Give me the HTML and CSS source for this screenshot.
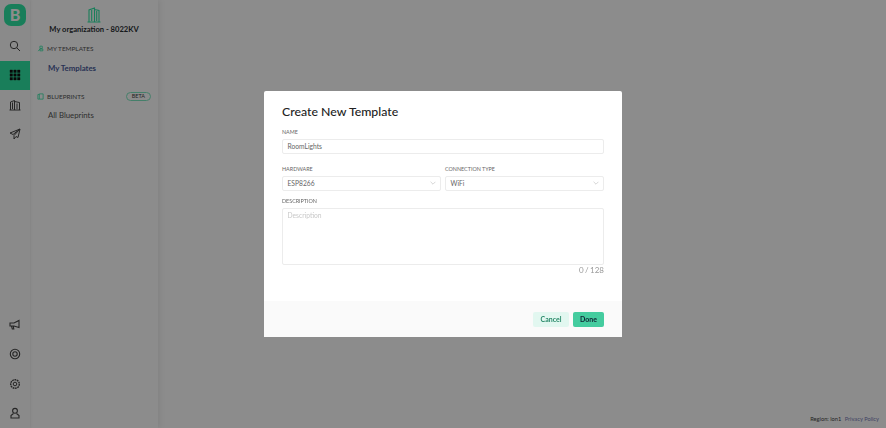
==
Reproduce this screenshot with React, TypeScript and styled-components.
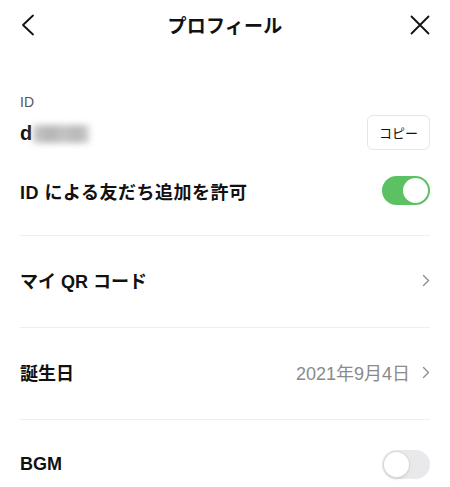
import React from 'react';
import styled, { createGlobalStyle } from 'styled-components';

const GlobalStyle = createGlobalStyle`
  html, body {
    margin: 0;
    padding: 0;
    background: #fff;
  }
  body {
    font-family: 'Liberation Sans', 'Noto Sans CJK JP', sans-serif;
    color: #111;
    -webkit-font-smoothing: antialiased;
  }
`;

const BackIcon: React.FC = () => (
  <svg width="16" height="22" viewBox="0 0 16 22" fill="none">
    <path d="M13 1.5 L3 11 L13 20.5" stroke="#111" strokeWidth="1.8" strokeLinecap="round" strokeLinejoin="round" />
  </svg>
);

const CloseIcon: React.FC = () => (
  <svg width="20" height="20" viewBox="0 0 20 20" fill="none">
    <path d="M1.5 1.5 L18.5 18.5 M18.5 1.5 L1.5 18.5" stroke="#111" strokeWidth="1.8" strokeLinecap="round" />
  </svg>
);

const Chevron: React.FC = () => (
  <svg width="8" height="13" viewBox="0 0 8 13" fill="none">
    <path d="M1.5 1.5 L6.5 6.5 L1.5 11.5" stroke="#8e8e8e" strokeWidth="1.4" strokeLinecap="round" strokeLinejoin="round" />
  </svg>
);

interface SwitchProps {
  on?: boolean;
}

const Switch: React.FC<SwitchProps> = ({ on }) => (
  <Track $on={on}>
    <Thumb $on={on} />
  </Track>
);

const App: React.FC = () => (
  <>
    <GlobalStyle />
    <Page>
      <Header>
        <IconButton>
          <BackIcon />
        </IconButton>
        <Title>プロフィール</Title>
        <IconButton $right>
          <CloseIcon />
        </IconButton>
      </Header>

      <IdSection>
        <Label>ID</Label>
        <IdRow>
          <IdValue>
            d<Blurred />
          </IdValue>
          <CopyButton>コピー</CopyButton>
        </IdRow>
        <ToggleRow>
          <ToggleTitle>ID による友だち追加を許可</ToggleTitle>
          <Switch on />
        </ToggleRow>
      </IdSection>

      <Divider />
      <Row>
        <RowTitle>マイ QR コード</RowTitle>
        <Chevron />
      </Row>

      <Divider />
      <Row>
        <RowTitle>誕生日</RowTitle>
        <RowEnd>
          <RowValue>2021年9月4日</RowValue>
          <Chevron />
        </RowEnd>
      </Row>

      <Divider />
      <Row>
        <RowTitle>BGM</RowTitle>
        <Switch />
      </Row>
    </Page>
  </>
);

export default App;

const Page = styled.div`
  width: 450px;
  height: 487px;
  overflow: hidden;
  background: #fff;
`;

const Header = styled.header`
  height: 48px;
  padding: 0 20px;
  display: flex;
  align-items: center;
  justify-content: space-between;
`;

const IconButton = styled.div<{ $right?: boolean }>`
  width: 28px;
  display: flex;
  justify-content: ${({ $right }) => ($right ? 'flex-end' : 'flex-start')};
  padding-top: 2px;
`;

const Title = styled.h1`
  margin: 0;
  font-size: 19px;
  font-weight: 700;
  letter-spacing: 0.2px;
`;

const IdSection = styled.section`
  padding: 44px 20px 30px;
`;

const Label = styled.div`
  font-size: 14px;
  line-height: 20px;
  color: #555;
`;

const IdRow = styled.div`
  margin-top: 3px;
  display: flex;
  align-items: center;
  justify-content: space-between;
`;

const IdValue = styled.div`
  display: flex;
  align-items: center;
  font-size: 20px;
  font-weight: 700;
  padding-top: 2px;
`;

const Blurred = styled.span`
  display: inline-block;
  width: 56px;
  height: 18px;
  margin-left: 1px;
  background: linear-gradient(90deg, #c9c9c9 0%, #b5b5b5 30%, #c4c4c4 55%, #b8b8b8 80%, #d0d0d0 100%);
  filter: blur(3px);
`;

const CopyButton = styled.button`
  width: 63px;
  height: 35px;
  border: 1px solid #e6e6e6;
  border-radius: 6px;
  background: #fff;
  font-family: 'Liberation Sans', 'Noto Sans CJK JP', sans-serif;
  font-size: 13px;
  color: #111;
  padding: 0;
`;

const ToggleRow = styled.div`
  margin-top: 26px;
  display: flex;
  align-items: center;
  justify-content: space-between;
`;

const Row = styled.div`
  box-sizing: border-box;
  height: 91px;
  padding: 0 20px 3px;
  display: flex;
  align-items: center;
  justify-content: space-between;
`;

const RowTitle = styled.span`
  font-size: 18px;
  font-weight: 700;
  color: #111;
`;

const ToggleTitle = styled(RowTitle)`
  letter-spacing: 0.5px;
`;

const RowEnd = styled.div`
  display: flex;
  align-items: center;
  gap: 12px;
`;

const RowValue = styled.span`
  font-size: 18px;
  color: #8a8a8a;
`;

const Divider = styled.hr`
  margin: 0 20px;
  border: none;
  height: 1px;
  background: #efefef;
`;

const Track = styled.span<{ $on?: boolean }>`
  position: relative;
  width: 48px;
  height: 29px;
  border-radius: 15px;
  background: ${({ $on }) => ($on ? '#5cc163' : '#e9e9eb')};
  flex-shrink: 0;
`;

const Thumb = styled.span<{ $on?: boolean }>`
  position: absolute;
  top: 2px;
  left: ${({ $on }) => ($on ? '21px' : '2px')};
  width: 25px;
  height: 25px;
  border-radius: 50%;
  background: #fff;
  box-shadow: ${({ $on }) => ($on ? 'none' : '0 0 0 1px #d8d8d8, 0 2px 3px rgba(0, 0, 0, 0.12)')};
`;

Given instruction – Pick out each line above that includes "screenshot" and show it.

Answer to this task –
Give me the HTML and CSS source for this screenshot.
Reproduce this screenshot with React, TypeScript and styled-components.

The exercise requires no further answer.